Common Mistakes to Avoid When Interpreting Scatter Plots
- Jumping to conclusions based solely on visual patterns without statistical validation.
- Ignoring outliers that might distort the perceived relationship.
- Assuming causation from correlation without additional evidence.
- Overlooking non-linear relationships that a straight trend line cannot capture.
Conclusion
Mastering how to interpret scatter plots is essential for extracting meaningful insights from data. By carefully examining the pattern, direction, strength, form, and anomalies within the plot, you can make informed decisions and hypotheses about the relationships between variables. Remember to complement visual analysis with statistical tools and contextual understanding to ensure accurate and robust conclusions.
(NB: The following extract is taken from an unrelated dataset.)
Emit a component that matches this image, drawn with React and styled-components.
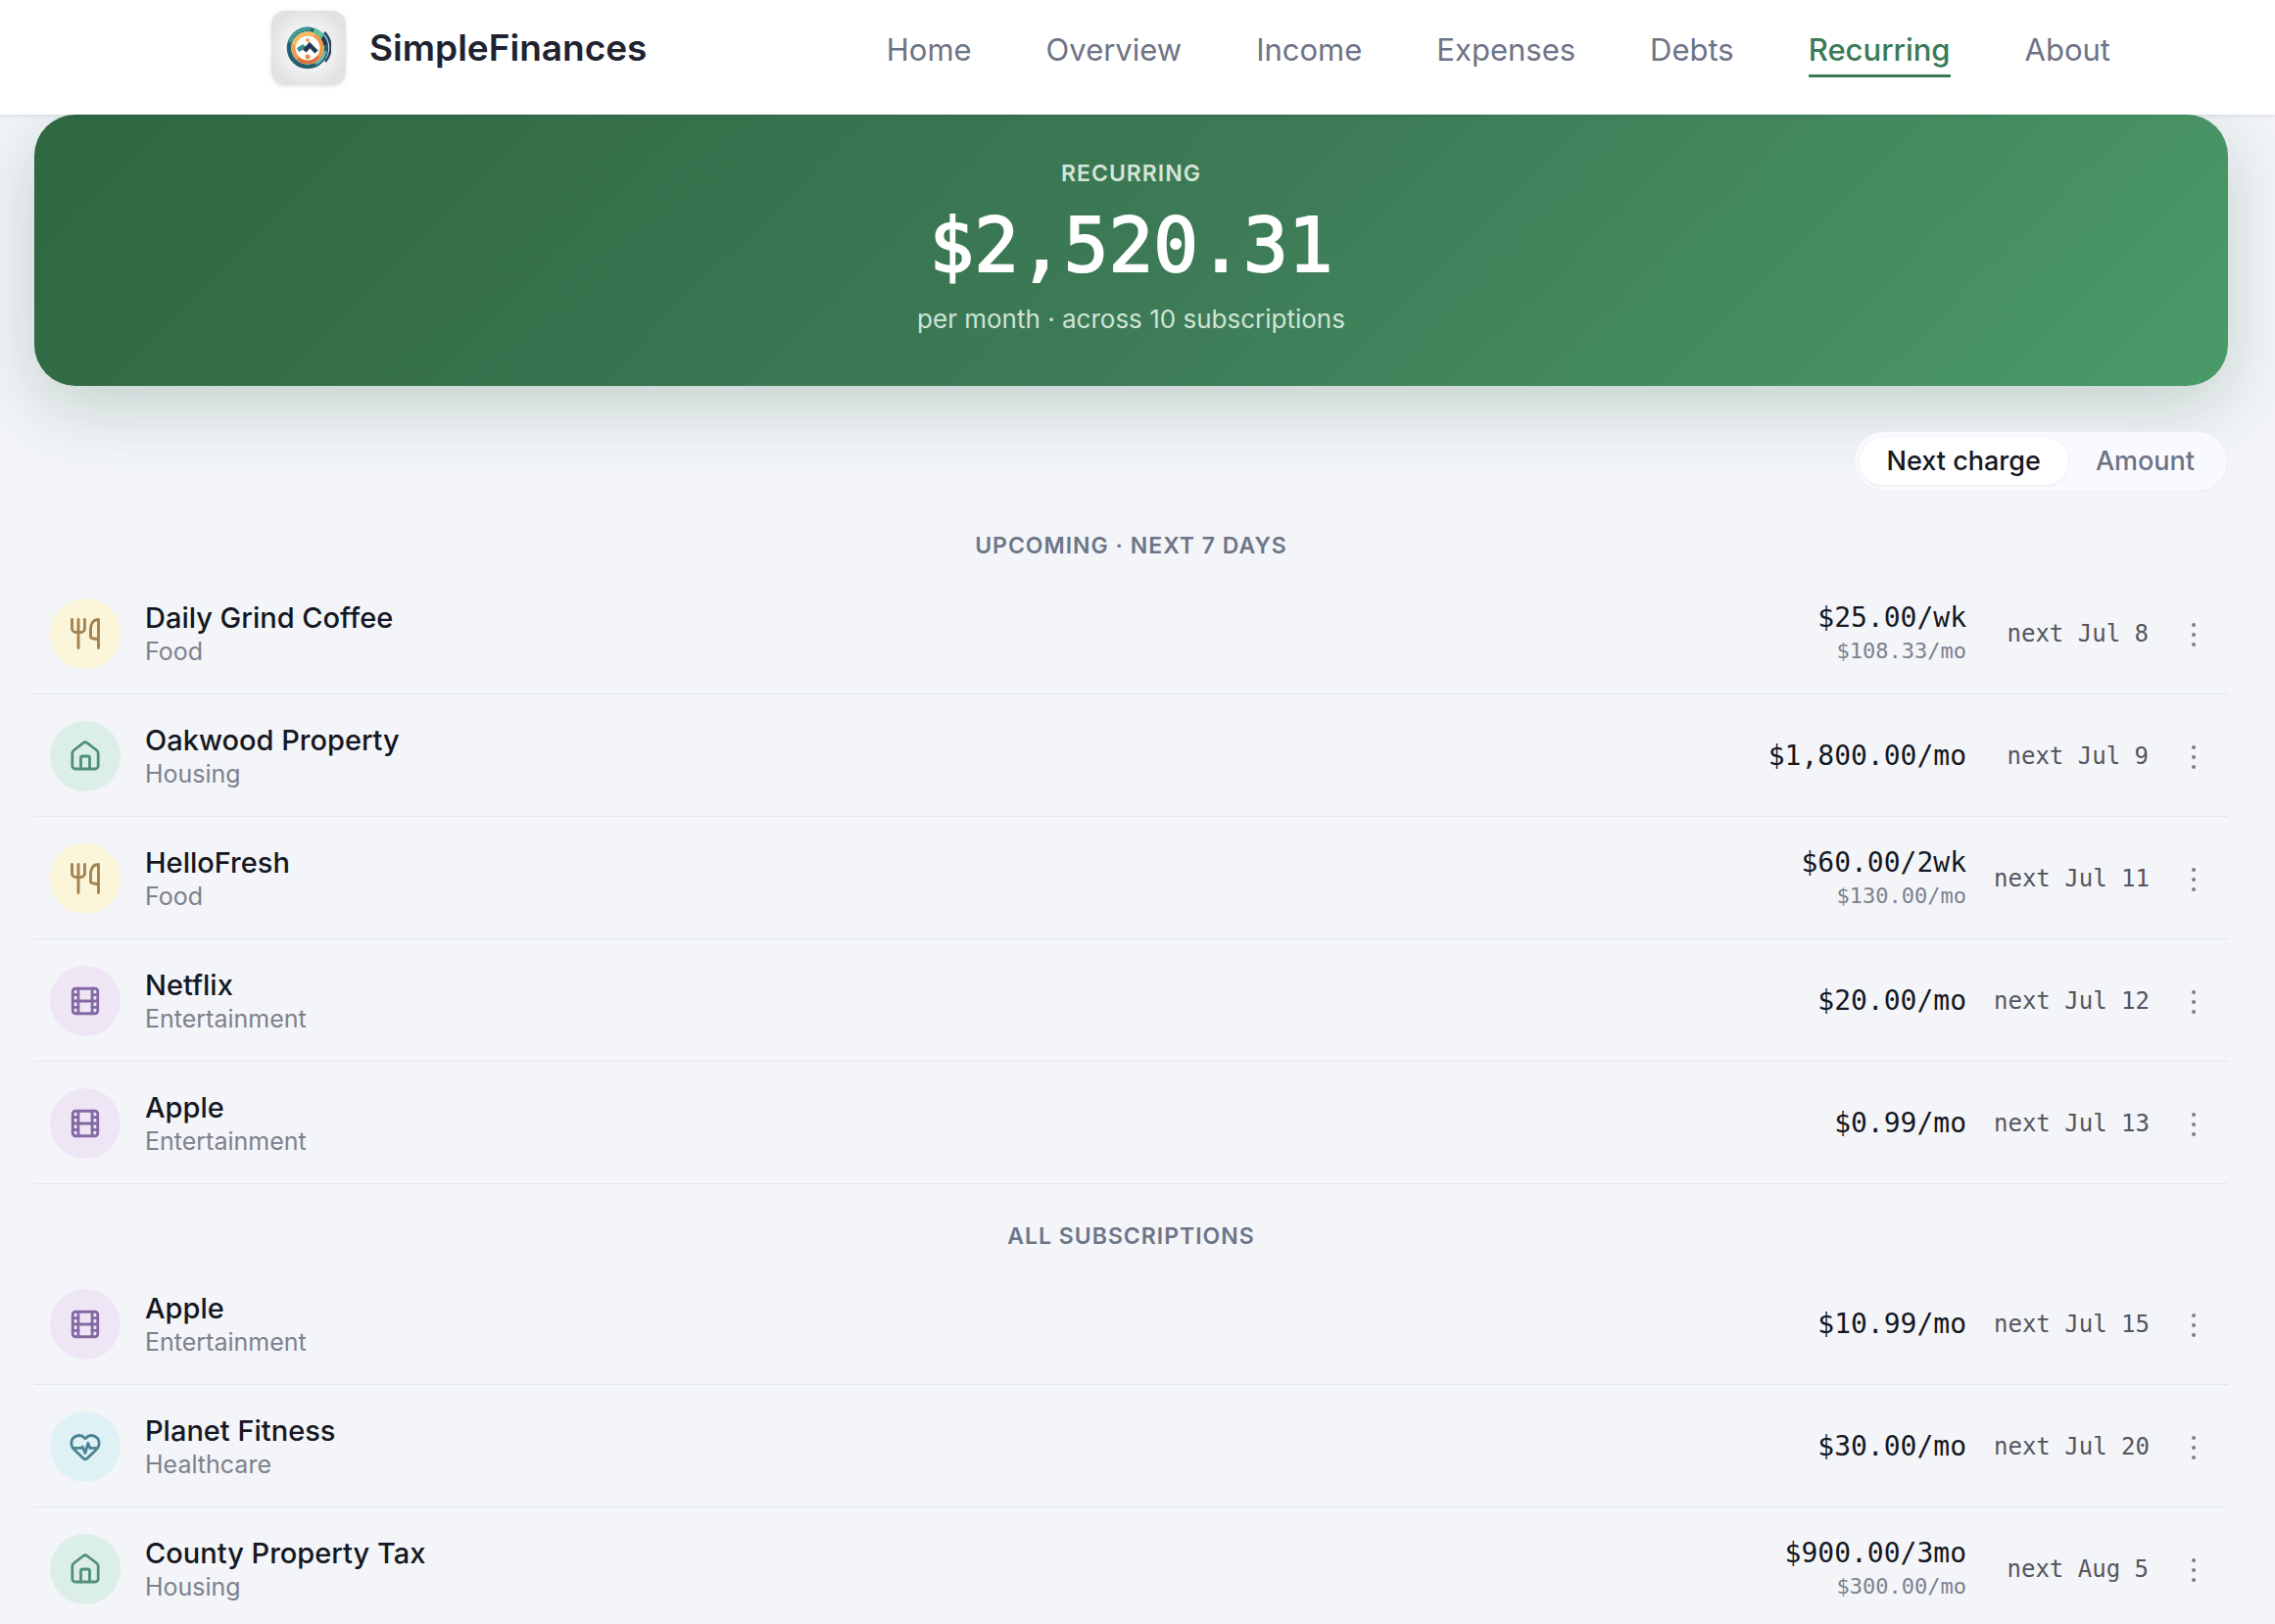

With practice, interpreting scatter plots will become an intuitive part of your data analysis toolkit, empowering you to uncover the stories hidden within your data.
Frequently Asked Questions
What does a scatter plot typically display?
A scatter plot displays the relationship or correlation between two quantitative variables by plotting individual data points on a two-dimensional graph.
How can I interpret the correlation from a scatter plot?
You can interpret the correlation by observing the overall pattern: a clear upward trend indicates a positive correlation, a downward trend indicates a negative correlation, and no clear trend suggests no correlation.
What do outliers look like in a scatter plot, and why are they important?
Outliers appear as points that are distant from the main cluster of data. They are important because they can influence the analysis and may indicate variability, errors, or special cases worth investigating.
How do I identify the strength of a relationship in a scatter plot?
The strength is identified by how closely the data points follow a clear pattern or line. Tightly clustered points along a trend line suggest a strong relationship, while dispersed points suggest a weaker or no relationship.
Can a scatter plot show causation between variables?
No, a scatter plot only shows correlation or association, not causation. Further analysis is needed to determine if one variable causes changes in another.